Most tellingly, in December 2010, Pfotenhauer and Gentry had both been unanimously elected to Cato’s board and received Crane’s vote (as well as the Chairman’s). Moreover, in the fall of 2002, Crane invited Gentry to come to Cato to lead its development efforts–an opportunity that Gentry declined politely.
Given their standing and reputations, the addition of Pfotenhauer and Gentry to Cato’s board had been viewed by all as a positive development. But soon, Crane came to see them as a Koch-backed threat that stood to disrupt his total control over Cato’s board of directors.
So why would Crane treat members of his own board of directors–individuals who hold fiduciary responsibilities for which they are legally accountable–in such a hostile way?
According to sources closely involved, Crane had cultivated a powerful inner circle made up of a handful of directors close to him whose job it was to hand down decisions that other board members were expected to rubber-stamp obediently. Crane quickly came to understand that the experienced and independent-minded Pfotenhauer and Gentry would not allow him to exert total control over Cato’s board.
A senior head of a major institution with knowledge of these matters confirms that, once Crane had confessed he was the unnamed source in Mayer’s New Yorker hit piece against the Kochs, he said: “The price I have to pay for my quote about the Kochs to Jane Mayer is to have Nancy [Pfotenhauer] and Kevin [Gentry] on the Cato board.”
Gentry says that, even though Crane’s reputation for berating Cato’s staff is well-known inside the Beltway, he was still shocked.

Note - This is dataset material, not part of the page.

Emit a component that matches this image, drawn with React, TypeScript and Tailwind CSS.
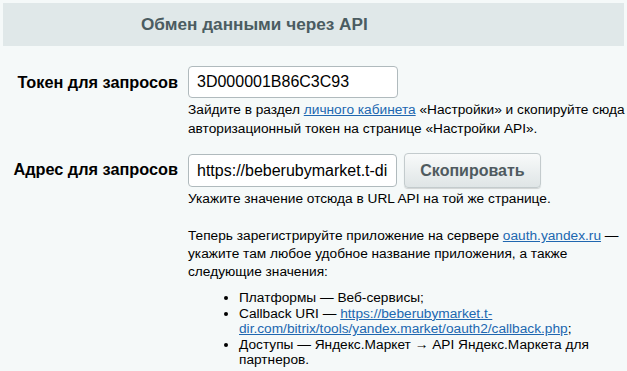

“What CEO of a major institution–be it of a non-profit organization or a for-profit company–behaves that way?” said Gentry. “And what kind of board would tolerate it? Board members have a fiduciary responsibility for the long-term interests of the institution. No board can accept that sort of immature, unprofessional behavior.”
Asked whether Crane has ever apologized for the incident, both Pfotenhauer and Gentry confirm that he has not.